[Records contained in a dataset]
* Begin *

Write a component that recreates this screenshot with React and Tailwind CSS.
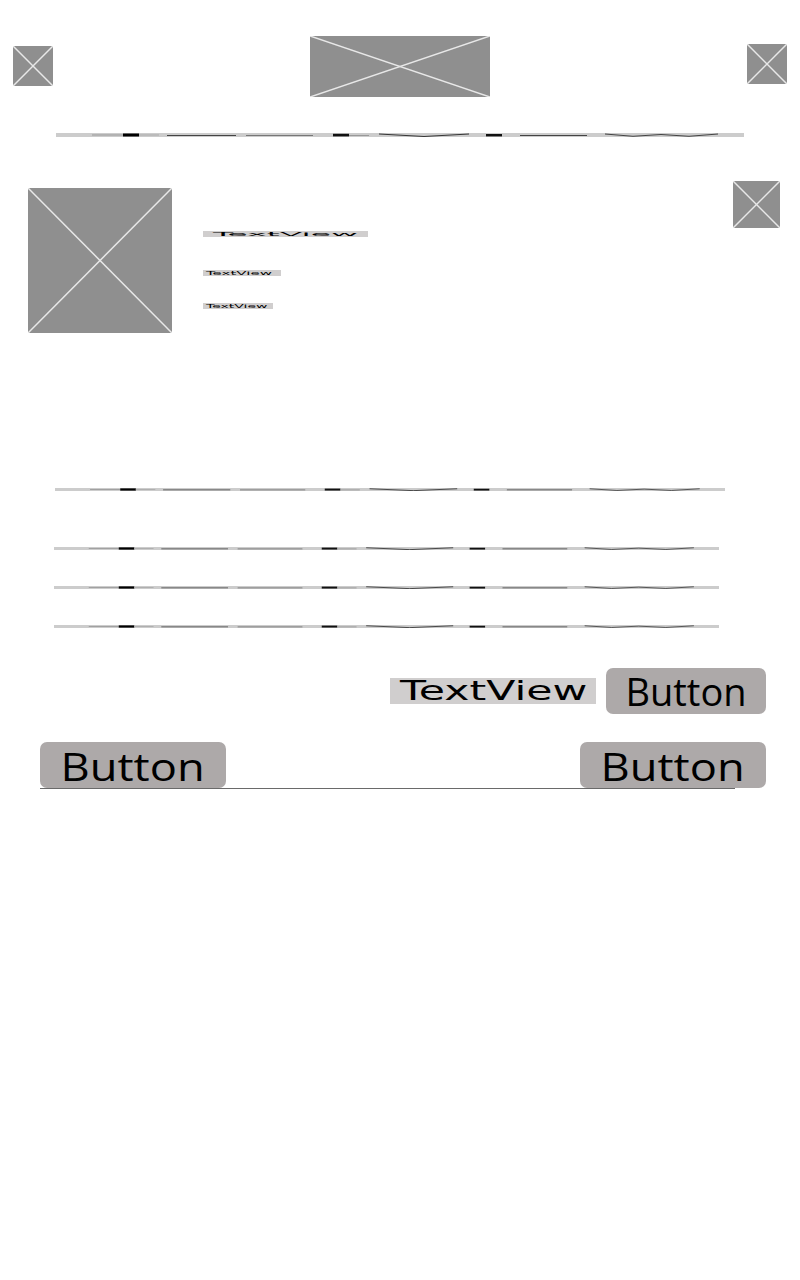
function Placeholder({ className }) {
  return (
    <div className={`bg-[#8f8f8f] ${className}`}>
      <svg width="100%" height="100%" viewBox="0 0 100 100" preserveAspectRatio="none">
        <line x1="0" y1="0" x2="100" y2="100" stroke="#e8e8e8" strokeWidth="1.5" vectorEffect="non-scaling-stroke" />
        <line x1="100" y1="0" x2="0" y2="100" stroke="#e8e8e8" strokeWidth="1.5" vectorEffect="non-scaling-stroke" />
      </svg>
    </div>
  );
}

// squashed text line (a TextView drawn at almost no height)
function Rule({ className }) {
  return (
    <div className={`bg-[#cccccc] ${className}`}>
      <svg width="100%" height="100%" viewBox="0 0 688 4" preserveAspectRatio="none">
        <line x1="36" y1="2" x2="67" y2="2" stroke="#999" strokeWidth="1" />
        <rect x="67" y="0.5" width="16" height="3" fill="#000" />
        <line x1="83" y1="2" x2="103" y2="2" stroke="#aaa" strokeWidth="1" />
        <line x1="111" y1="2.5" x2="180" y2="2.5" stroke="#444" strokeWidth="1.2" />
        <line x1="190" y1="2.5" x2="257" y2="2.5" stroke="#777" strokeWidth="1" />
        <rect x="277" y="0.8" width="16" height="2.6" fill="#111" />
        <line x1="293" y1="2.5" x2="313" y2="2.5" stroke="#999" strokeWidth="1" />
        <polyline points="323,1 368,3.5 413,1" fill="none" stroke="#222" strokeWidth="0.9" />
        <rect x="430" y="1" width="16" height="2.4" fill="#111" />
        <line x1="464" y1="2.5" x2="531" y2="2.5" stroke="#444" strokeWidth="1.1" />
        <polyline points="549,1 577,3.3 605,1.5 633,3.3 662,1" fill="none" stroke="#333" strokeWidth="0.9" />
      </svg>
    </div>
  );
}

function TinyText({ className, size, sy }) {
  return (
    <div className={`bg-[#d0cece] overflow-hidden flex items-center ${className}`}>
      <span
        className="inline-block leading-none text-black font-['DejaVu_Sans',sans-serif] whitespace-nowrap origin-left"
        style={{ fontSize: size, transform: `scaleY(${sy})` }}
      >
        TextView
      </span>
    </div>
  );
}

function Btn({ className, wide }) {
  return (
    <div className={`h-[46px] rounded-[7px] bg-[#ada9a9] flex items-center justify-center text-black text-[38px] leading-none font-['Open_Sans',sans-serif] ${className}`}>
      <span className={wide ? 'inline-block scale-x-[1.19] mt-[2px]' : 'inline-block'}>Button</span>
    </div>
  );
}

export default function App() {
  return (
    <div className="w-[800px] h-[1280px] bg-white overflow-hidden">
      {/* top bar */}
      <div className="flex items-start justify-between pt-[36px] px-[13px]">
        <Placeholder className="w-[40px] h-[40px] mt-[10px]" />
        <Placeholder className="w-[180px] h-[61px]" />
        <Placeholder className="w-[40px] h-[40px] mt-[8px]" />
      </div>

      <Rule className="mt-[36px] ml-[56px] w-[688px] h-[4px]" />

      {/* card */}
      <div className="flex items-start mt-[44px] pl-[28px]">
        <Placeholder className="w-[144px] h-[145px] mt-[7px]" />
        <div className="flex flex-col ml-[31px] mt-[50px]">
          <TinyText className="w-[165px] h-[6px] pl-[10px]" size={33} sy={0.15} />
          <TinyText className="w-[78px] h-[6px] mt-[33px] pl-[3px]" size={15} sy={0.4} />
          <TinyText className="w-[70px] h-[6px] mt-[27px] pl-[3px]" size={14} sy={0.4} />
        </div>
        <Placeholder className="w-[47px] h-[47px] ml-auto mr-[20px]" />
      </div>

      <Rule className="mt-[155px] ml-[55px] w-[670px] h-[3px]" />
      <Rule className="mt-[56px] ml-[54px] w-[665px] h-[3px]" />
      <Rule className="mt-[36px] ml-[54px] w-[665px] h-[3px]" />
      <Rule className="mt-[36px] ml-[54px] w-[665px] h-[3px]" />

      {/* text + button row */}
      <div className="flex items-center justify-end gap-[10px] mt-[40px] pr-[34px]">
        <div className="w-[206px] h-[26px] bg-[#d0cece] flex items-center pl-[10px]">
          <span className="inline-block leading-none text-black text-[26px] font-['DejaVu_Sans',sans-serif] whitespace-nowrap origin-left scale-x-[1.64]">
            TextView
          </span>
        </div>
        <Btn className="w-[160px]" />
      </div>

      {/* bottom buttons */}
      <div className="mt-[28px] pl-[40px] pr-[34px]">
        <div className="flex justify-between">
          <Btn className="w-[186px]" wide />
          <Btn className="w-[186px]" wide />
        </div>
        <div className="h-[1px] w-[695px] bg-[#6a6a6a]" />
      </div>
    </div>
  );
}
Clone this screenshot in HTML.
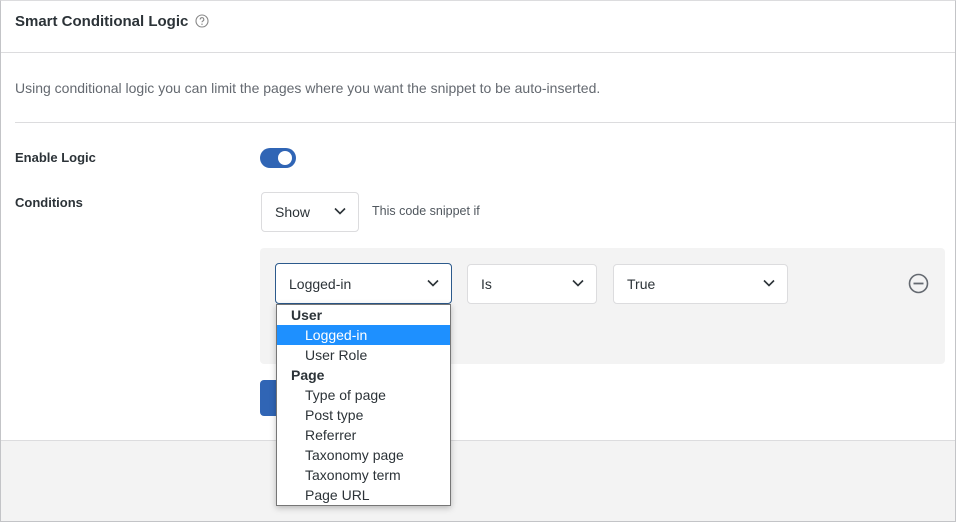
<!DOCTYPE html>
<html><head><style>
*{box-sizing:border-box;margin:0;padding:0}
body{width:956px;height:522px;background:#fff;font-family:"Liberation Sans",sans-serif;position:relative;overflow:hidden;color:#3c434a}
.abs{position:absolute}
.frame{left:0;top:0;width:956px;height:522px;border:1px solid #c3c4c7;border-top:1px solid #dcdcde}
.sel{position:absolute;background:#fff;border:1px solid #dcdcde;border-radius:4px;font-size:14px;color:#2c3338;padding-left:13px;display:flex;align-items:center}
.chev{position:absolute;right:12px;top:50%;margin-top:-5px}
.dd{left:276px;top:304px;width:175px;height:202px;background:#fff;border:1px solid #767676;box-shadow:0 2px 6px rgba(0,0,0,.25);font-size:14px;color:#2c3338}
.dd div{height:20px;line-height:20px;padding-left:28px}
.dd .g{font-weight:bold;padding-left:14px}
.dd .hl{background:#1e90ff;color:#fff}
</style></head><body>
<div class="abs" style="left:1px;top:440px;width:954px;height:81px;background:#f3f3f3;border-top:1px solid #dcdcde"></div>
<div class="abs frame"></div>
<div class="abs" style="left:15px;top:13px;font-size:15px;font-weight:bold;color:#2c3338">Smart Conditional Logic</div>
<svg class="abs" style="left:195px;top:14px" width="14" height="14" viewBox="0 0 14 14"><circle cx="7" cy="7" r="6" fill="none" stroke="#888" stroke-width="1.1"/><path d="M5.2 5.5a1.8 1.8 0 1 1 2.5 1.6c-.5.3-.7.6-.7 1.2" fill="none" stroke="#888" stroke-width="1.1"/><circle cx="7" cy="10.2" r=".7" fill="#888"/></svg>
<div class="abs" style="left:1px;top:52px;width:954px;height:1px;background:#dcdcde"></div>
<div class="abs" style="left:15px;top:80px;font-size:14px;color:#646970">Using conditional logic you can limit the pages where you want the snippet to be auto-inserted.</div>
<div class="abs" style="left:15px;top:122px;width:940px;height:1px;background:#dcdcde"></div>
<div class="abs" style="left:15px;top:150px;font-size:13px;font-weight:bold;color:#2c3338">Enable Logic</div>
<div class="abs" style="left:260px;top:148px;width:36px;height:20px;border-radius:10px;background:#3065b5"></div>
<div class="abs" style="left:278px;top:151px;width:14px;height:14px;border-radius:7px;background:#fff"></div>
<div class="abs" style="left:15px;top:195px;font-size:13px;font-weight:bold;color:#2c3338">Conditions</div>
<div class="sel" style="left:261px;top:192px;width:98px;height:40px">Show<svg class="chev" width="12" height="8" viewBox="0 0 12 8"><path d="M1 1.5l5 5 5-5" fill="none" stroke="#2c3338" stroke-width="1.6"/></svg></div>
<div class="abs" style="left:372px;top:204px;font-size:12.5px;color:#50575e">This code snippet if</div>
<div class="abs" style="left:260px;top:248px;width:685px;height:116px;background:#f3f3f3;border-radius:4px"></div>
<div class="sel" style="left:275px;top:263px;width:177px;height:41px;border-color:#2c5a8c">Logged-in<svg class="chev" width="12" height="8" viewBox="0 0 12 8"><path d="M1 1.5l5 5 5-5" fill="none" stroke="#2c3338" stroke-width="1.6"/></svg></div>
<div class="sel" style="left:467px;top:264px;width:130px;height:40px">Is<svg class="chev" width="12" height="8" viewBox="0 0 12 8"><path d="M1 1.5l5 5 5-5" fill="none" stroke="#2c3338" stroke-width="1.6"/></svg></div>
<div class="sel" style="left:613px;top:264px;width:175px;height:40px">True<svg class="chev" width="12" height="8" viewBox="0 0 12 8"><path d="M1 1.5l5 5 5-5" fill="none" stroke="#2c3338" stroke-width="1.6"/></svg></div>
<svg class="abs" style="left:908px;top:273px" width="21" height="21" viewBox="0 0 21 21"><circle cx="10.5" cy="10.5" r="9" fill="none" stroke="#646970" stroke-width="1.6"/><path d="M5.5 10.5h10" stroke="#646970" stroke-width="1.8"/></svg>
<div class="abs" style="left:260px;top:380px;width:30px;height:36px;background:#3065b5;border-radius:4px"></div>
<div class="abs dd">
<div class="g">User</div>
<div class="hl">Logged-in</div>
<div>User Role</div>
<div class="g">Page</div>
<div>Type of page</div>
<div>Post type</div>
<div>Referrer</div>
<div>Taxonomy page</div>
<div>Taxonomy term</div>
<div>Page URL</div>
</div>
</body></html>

* End *

WORK TO BE COMPLETED: Report how many lines include the word "screenshot". Give nothing but the number.

FULL OUTPUT: 2